So what? He finished 5th didn't he?
Is the 5th best rider of the day losing 5 minutes to the winner, in a single climb, in the biggst race of the year, supposed to be normal now? Can you give some other examples where that happened?
Pogacar rides for Gianetti.
What's your point?
Your point is lost in the rush to find a trending/illegal boost in performance and the implication you make is a disingenuous nod to doping with absence of specific evidence . No one here is totally naive so that dialogue is real and has a venue. Go there and beat your drum or whatever gets you off.
As for the likelihood that every team involved in this particular stage would also be privy to that amazing beneficial nectar and respond identically and spectacularly; that's a unicorn fantasy proposition. All the
wattage experts audit the part of the climb where everyone goes nuclear and are totally, strategically vested in "going til they blow" not to lose time.
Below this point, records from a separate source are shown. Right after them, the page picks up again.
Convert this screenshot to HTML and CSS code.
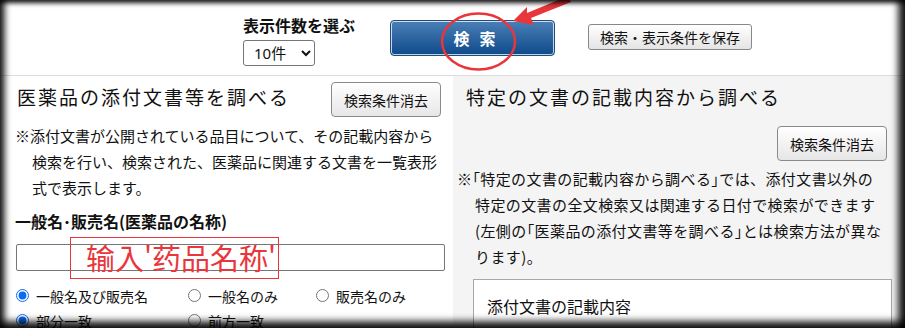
FILE: index.html
```html
<!DOCTYPE html>
<html lang="ja">
<head>
<meta charset="utf-8">
<link rel="stylesheet" href="styles.css">
</head>
<body>
<div class="frame">
  <div class="top">
    <div class="count">
      <div class="count-label">表示件数を選ぶ</div>
      <select class="count-select"><option>10件</option></select>
    </div>
    <button class="search-btn">検索</button>
    <button class="save-btn">検索・表示条件を保存</button>
  </div>
  <div class="main">
    <div class="col-left">
      <div class="head">
        <div class="title">医薬品の添付文書等を調べる</div>
        <button class="clear-btn">検索条件消去</button>
      </div>
      <p class="note note-left">※添付文書が公開されている品目について、その記載内容から<br>検索を行い、検索された、医薬品に関連する文書を一覧表形<br>式で表示します。</p>
      <div class="field-label">一般名･販売名(医薬品の名称)</div>
      <input class="name-input" type="text">
      <div class="radios">
        <label class="radio"><input type="radio" name="a" checked><span>一般名及び販売名</span></label>
        <label class="radio"><input type="radio" name="a"><span>一般名のみ</span></label>
        <label class="radio"><input type="radio" name="a"><span>販売名のみ</span></label>
        <label class="radio"><input type="radio" name="b" checked><span>部分一致</span></label>
        <label class="radio"><input type="radio" name="b"><span>前方一致</span></label>
      </div>
    </div>
    <div class="col-right">
      <div class="title title-right">特定の文書の記載内容から調べる</div>
      <div class="btn-row"><button class="clear-btn">検索条件消去</button></div>
      <p class="note note-right">※<span class="br">「</span>特定の文書の記載内容から調べる<span class="br">」</span>では、添付文書以外の<br>特定の文書の全文検索又は関連する日付で検索ができます<br>(左側の<span class="br">「</span>医薬品の添付文書等を調べる<span class="br">」</span>とは検索方法が異な<br>ります)。</p>
      <div class="content-box">添付文書の記載内容</div>
    </div>
  </div>
  <div class="annot-box">输入'药品名称'</div>
  <svg class="annot" width="905" height="328" viewBox="0 0 905 328">
    <ellipse cx="478.5" cy="41.5" rx="36.5" ry="28" fill="none" stroke="#e8363b" stroke-width="2.5"/>
    <polygon points="513,21 527,7 527,13 568,-4 571,2 531,18 534,25" fill="#e8363b"/>
  </svg>
  <div class="shade"></div>
</div>
</body>
</html>
```

FILE: styles.css
```css
* { box-sizing: border-box; }
html, body { margin: 0; padding: 0; }
body {
  font-family: "Noto Sans CJK JP", "Noto Sans", sans-serif;
  color: #111;
  background: #fff;
}
.frame {
  width: 905px;
  height: 328px;
  position: relative;
  overflow: hidden;
  background: #fff;
}
.top {
  height: 76px;
  border-bottom: 1px solid #dcdcdc;
  display: flex;
  align-items: center;
  padding-left: 243px;
}
.count { width: 117px; margin-right: 30px; margin-top: 4px; }
.count-label {
  font-size: 16px;
  font-weight: bold;
  line-height: 22px;
  white-space: nowrap;
  color: #111;
}
.count-select {
  margin-top: 4px;
  width: 72px;
  height: 26px;
  font-family: "Noto Sans", "Noto Sans CJK JP", sans-serif;
  font-size: 15px;
  border: 1px solid #767676;
  border-radius: 3px;
  background: #fff;
  color: #111;
  padding: 0 2px 0 6px;
}
.search-btn {
  width: 165px;
  height: 36px;
  margin-right: 33px;
  background: linear-gradient(#4b7fb6, #0e4a8b);
  border: 1px solid #1d4c7e;
  border-radius: 4px;
  box-shadow: inset 0 0 0 1px rgba(255,255,255,0.75);
  color: #fff;
  font-family: inherit;
  font-size: 16px;
  font-weight: bold;
  letter-spacing: 10px;
  padding: 0 0 0 14px;
}
.save-btn {
  width: 164px;
  height: 26px;
  margin-top: -2px;
  background: linear-gradient(#ffffff, #e4e4e4);
  border: 1px solid #888;
  border-radius: 3px;
  font-family: inherit;
  font-size: 14px;
  color: #111;
  padding: 0;
}
.main {
  display: grid;
  grid-template-columns: 450px 1fr;
  column-gap: 3px;
  height: 252px;
}
.col-left {
  padding: 6px 9px 0 15px;
  background: #fff;
}
.col-right {
  padding: 8px 13px 0 4px;
  background: #f4f4f4;
}
.head {
  display: flex;
  justify-content: space-between;
  align-items: flex-start;
}
.title {
  font-size: 19px;
  letter-spacing: 2px;
  line-height: 26px;
  margin: 2px 0 0 2px;
  color: #111;
  white-space: nowrap;
}
.title-right { margin: 0 0 0 9px; }
.clear-btn {
  width: 110px;
  height: 35px;
  background: linear-gradient(#ffffff, #e6e6e6);
  border: 1px solid #8a8a8a;
  border-radius: 4px;
  font-family: inherit;
  font-size: 14px;
  color: #111;
  padding: 0;
}
.note {
  margin: 6px 0 0;
  font-size: 15px;
  line-height: 26px;
  white-space: nowrap;
  color: #111;
}
.note-left { padding-left: 17px; text-indent: -17px; }
.note-right {
  margin-top: 5px;
  padding-left: 18px;
  text-indent: -18px;
  letter-spacing: 0.4px;
}
.br { font-feature-settings: "halt"; }
.btn-row {
  margin-top: 16px;
  display: flex;
  justify-content: flex-end;
  padding-right: 5px;
}
.field-label {
  margin-top: 8px;
  font-size: 16px;
  font-weight: bold;
  line-height: 24px;
  color: #111;
}
.name-input {
  display: block;
  margin: 11px 0 0 1px;
  width: 429px;
  height: 27px;
  border: 1px solid #767676;
  border-radius: 2px;
  background: #fff;
}
.radios {
  margin-top: 12px;
  display: grid;
  grid-template-columns: 172px 128px 1fr;
  grid-auto-rows: 25px;
}
.radio {
  display: flex;
  align-items: center;
  gap: 7px;
  font-size: 14px;
  color: #111;
  white-space: nowrap;
}
.radio input {
  margin: 0 0 0 1px;
  width: 13px;
  height: 13px;
  accent-color: #0a6cf5;
}
.content-box {
  margin: 9px 0 0 16px;
  height: 80px;
  background: #fff;
  border: 1px solid #a8a8a8;
  padding: 14px 0 0 13px;
  font-size: 16px;
  line-height: 24px;
  color: #111;
}
.annot-box {
  position: absolute;
  left: 70px;
  top: 237px;
  width: 209px;
  height: 42px;
  border: 1.5px solid #e8363b;
  color: #e8363b;
  font-family: "Noto Sans CJK SC", "Noto Sans", sans-serif;
  font-size: 29px;
  line-height: 38px;
  padding-left: 15px;
  white-space: nowrap;
}
.annot {
  position: absolute;
  left: 0;
  top: 0;
  pointer-events: none;
}
.shade {
  position: absolute;
  inset: 0;
  pointer-events: none;
  box-shadow:
    inset 7px 0 6px -2px rgba(0,0,0,0.8),
    inset 0 5px 5px -2px rgba(0,0,0,0.8),
    inset -9px 0 7px -2px rgba(0,0,0,0.85),
    inset 0 -9px 7px -2px rgba(0,0,0,0.85);
}
```
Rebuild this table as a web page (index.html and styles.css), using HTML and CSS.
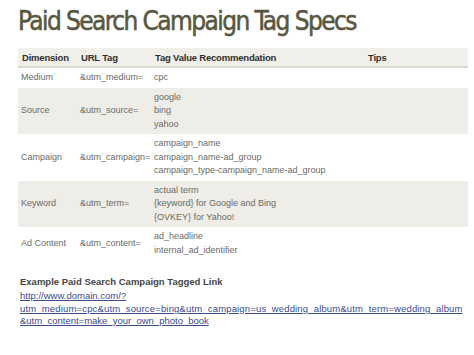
FILE: index.html
```html
<!DOCTYPE html>
<html>
<head>
<meta charset="utf-8">
<link rel="stylesheet" href="styles.css">
</head>
<body>
<div class="slide">
  <h1 class="title">Paid Search Campaign Tag Specs</h1>
  <table class="specs">
    <colgroup>
      <col class="c-dim"><col class="c-tag"><col class="c-val"><col class="c-tips">
    </colgroup>
    <thead>
      <tr><th>Dimension</th><th>URL Tag</th><th>Tag Value Recommendation</th><th class="tips">Tips</th></tr>
    </thead>
    <tbody>
      <tr><td>Medium</td><td>&amp;utm_medium=</td><td>cpc</td><td></td></tr>
      <tr class="alt"><td>Source</td><td>&amp;utm_source=</td><td>google<br>bing<br>yahoo</td><td></td></tr>
      <tr><td>Campaign</td><td>&amp;utm_campaign=</td><td>campaign_name<br>campaign_name-ad_group<br>campaign_type-campaign_name-ad_group</td><td></td></tr>
      <tr class="alt"><td>Keyword</td><td>&amp;utm_term=</td><td>actual term<br>{keyword} for Google and Bing<br>{OVKEY} for Yahoo!</td><td></td></tr>
      <tr><td>Ad Content</td><td>&amp;utm_content=</td><td>ad_headline<br>internal_ad_identifier</td><td></td></tr>
    </tbody>
  </table>
  <div class="example">
    <div class="ex-title">Example Paid Search Campaign Tagged Link</div>
    <div class="ex-link"><span class="l1">http://www.domain.com/?</span><br><span class="l2">utm_medium=cpc&amp;utm_source=bing&amp;utm_campaign=us_wedding_album&amp;utm_term=wedding_album</span><br><span class="l3">&amp;utm_content=make_your_own_photo_book</span></div>
  </div>
</div>
</body>
</html>
```
FILE: styles.css
```css
html, body {
  margin: 0;
  padding: 0;
  background: #ffffff;
}
.slide {
  width: 474px;
  height: 355px;
  overflow: hidden;
  padding: 0 0 0 18px;
  box-sizing: border-box;
}
.title {
  margin: 0;
  padding-top: 5px;
  height: 43px;
  box-sizing: border-box;
  font-family: "DejaVu Sans Condensed", "DejaVu Sans", sans-serif;
  font-weight: normal;
  font-size: 26px;
  line-height: 32px;
  letter-spacing: -1.6px;
  color: #58573f;
  -webkit-text-stroke: 0.5px #58573f;
  white-space: nowrap;
}
.specs {
  margin-top: 5px;
  width: 450px;
  border-collapse: collapse;
  table-layout: fixed;
  font-family: "Liberation Sans", Arial, sans-serif;
}
.c-dim { width: 59px; }
.c-tag { width: 74px; }
.c-val { width: 214px; }
.c-tips { width: 103px; }
.specs th {
  background: #f1efea;
  height: 18px;
  padding: 0 0 0 4px;
  text-align: left;
  font-size: 9.5px;
  font-weight: bold;
  color: #2f2f2f;
  border-bottom: 2px solid #d9d7d1;
  letter-spacing: -0.2px;
}
.specs th.tips { padding-left: 3px; }
.specs td {
  padding: 3px 0 3px 3px;
  font-size: 9px;
  line-height: 13.5px;
  color: #6a6a66;
  vertical-align: middle;
  white-space: nowrap;
}
.specs tr.alt td { background: #efede7; }
.example {
  margin-top: 15px;
  padding-left: 2px;
  font-family: "Liberation Sans", Arial, sans-serif;
}
.ex-title {
  font-size: 9.5px;
  font-weight: bold;
  color: #454545;
  line-height: 14px;
}
.ex-link {
  margin-top: 1px;
  font-size: 9.5px;
  line-height: 12.5px;
  color: #3b4b8c;
  text-decoration: underline;
  white-space: nowrap;
}
.l2 { letter-spacing: 0.16px; }
```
Remco settled earlier but the same thing occurred with him because all of these guys were racing ba*ls out in the f*ckn Tour de France! Dope or not; they had a phenomenal pacing setup that allowed them to throw down those "numbers" you use to vest your veiled argument.
Unless you can provide the profile for the entire stage with each rider's adjusted +/- effort compared to Pantani (from his millenium) or other Icon that's the reference point you don't have a serious comparable model. Oh, add the effort output for 4 or 5 stages prior as well.
As for Pogacar and Gianetti....again; that's not the same as Ferrari at a cost of nearly 7 figures a year for Armstrong and his sponsors when no other riders received that service. Get off that track if you're arguing a vague comparable to Pantani's climb or any other for that matter because your in deeper waters than your boots.
The fact that the better trained talent all laid down their best effort on the same day is not much of a conspiratorial coincidence. Every fan knew the sh*t would hit the fan when the stage was announced so it'd be surprising which riders
weren't prepared. They all train better and smarter than the Armstrong era.